Having all those gigs of RAM and multiple cores will not protect against drive failure and data loss

I developed a habit of saving all my data on drives other than the “C:” drive. I put myself in reformat ready mode all the time. I see the point in having mirrored drives. It seems I would gain data loss security at the expense of hard drive space and basically be in my habit automatically. That part I can debate. When I talk about all the RAM and cores, I am referring to the performance not whether data is safe or not. I read some have RAID to increase performance. That part I am definitely not worried about.

Now if I decide to keep the RAID setup, I still have the problem of getting the system to work. When I go back to the studio tomorrow, I will post exactly what I’m getting trying to install the drivers. But what also confuses me is that if LINUX is already installed, why would I have to install drivers for the RAID controller? I would think someone already had it working. I just don’t understand the relationship between the RAID hardware and the hard drives and what to look for in the boot process.

Which is exactly why I chose RAID0. I am not asking for recommendations, I am simply relating my experience with the topic of this thread.
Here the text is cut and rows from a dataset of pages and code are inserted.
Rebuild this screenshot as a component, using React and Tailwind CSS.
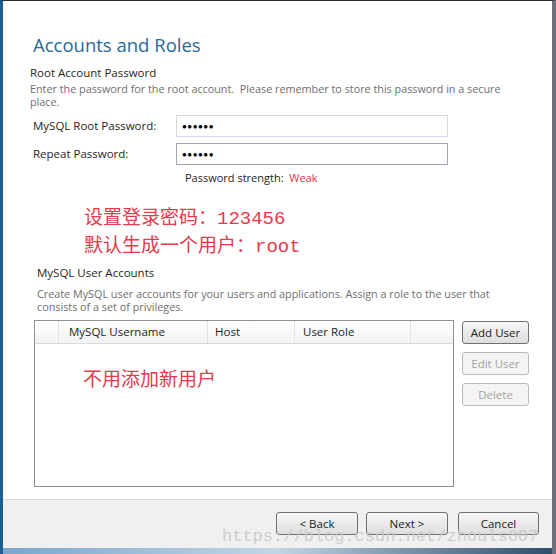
import React from 'react';

const ui = { fontFamily: '"Open Sans", "Noto Sans", sans-serif' };
const cn = { fontFamily: '"Liberation Mono", "Noto Sans CJK SC", monospace' };

const WinButton = ({ children, disabled, className = '' }) => (
    <div
        className={`flex items-center justify-center rounded-[3px] border text-[11.5px] ${
            disabled
                ? 'border-[#b9bcbf] bg-[#f4f4f4] text-[#a3a3a3]'
                : 'border-[#707070] bg-gradient-to-b from-[#f7f7f7] to-[#dedede] text-[#1a1a1a]'
        } ${className}`}
    >
        {children}
    </div>
);

const PasswordRow = ({ label, focused }) => (
    <div className="flex items-center h-[22px]">
        <div className="w-[146px] pl-[3px] text-[11.5px] text-[#1e1e1e]">{label}</div>
        <div
            className={`w-[272px] h-[22px] flex items-center pl-[5px] bg-white border ${
                focused ? 'border-[#9ea6b3]' : 'border-[#d6d9dd]'
            }`}
        >
            <span className="text-[8px] tracking-[0.5px] text-black leading-none">●●●●●●</span>
        </div>
    </div>
);

export default function App() {
    return (
        <div
            className="relative w-[556px] h-[554px] flex flex-col overflow-hidden bg-white border-t border-t-[#2b2b2b] border-l-[3px] border-l-[#1d5d90] border-r-[4px] border-r-[#6c7178]"
            style={ui}
        >
            {/* Page content */}
            <div className="flex-1 pl-[26px] pr-[20px] border-l border-l-[#f3f6f9]">
                <h1 className="mt-[32px] ml-[3px] text-[18.5px] leading-[24px] text-[#2b6898]">Accounts and Roles</h1>

                <div className="mt-[8px] text-[11.5px] leading-[16px] text-[#1e1e1e]">Root Account Password</div>
                <div className="mt-[1px] w-[480px] text-[10.8px] leading-[13px] text-[#6e6e6e]">
                    Enter the password for the root account.&nbsp; Please remember to store this password in a secure place.
                </div>

                <div className="mt-[7px] flex flex-col gap-[6px]">
                    <PasswordRow label="MySQL Root Password:" />
                    <PasswordRow label="Repeat Password:" focused />
                </div>

                <div className="mt-[5px] ml-[155px] text-[11px] leading-[16px] text-[#1e1e1e]">
                    Password strength:&nbsp; <span className="text-[#e5333d]">Weak</span>
                </div>

                {/* Annotation */}
                <div className="mt-[19px] ml-[54px] text-[19px] leading-[28px] text-[#e53a4a]" style={cn}>
                    <div>设置登录密码：123456</div>
                    <div>默认生成一个用户：root</div>
                </div>

                <div className="mt-[4px] ml-[7px] text-[11.5px] leading-[16px] text-[#1e1e1e]">MySQL User Accounts</div>
                <div className="mt-[6px] ml-[7px] w-[470px] text-[10.8px] leading-[13px] text-[#6e6e6e]">
                    Create MySQL user accounts for your users and applications. Assign a role to the user that consists of a set of privileges.
                </div>

                <div className="mt-[7px] ml-[4px] flex gap-[8px]">
                    {/* Accounts table */}
                    <div className="w-[420px] h-[167px] border border-[#8e8f8f] bg-white flex flex-col">
                        <div className="h-[23px] flex border-b border-b-[#dadcdf] bg-gradient-to-b from-white to-[#f1f2f4] text-[11.5px] text-[#1e1e1e]">
                            <div className="w-[24px] border-r border-r-[#e2e3e5]" />
                            <div className="w-[149px] pl-[10px] flex items-center border-r border-r-[#e2e3e5]">MySQL Username</div>
                            <div className="w-[87px] pl-[7px] flex items-center border-r border-r-[#e2e3e5]">Host</div>
                            <div className="w-[116px] pl-[8px] flex items-center border-r border-r-[#e2e3e5]">User Role</div>
                            <div className="flex-1" />
                        </div>
                        <div
                            className="mt-[20px] ml-[48px] text-[19px] leading-[28px] text-[#e53a4a]"
                            style={{ fontFamily: '"Noto Sans CJK SC", sans-serif' }}
                        >
                            不用添加新用户
                        </div>
                    </div>

                    <div className="flex flex-col gap-[8px] pt-[1px]">
                        <WinButton className="w-[67px] h-[23px]">Add User</WinButton>
                        <WinButton disabled className="w-[67px] h-[23px]">Edit User</WinButton>
                        <WinButton disabled className="w-[67px] h-[23px]">Delete</WinButton>
                    </div>
                </div>
            </div>

            {/* Footer */}
            <div className="h-[49px] border-t border-t-[#d9d9d9] bg-[#f0f0f0] flex justify-end items-start pt-[12px] pr-[13px]">
                <WinButton className="w-[82px] h-[23px]">&lt; Back</WinButton>
                <WinButton className="ml-[8px] w-[82px] h-[23px]">Next &gt;</WinButton>
                <WinButton className="ml-[10px] w-[81px] h-[23px]">Cancel</WinButton>
            </div>
            <div className="h-[6px] bg-gradient-to-r from-[#7aa6cc] via-[#c3d6e6] to-[#2f4e6b]" />

            {/* Watermark */}
            <div
                className="absolute left-[219px] top-[524px] text-[17px] leading-[24px] text-[#cbcbcb] opacity-90 pointer-events-none"
                style={{ fontFamily: '"Liberation Mono", monospace' }}
            >
                https://blog.csdn.net/zhouls007
            </div>
        </div>
    );
}
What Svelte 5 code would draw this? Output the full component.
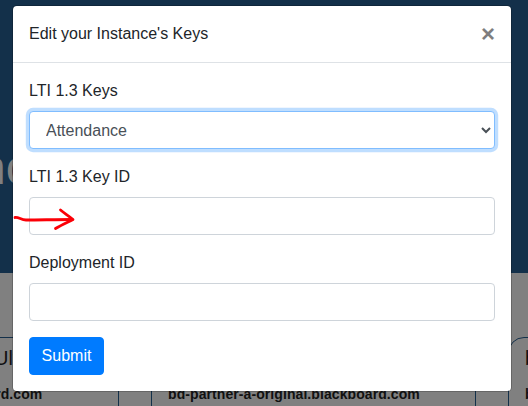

If I were running a server or a shop I undoubtedly would have had other considerations.

The advantages over keeping data on an external drive is that RAID systems are continuous and self correcting. Even if a drive fails, the system keeps plugging along (the exception being a RAID0 setup.) The performance boost for RAID0 is in faster disk access, loading files, saving files, virtual RAM on disk, that sort of thing. It is not affected (or not much affected) by RAM or CPU or GPU capacity.

In case you’re interested - here are support pages with user guides and software downloads to help recover or build a new RAID.

I did use RAID0 on windows for some time. Speed improvement might be worth data loss (which did happen ofc) if RAID0 is used for OS and software. Do not keep your data on it.

RAID5 was successfully keeping office running for several weeks while PC guy was convincing top echelon to cash out for some hardware.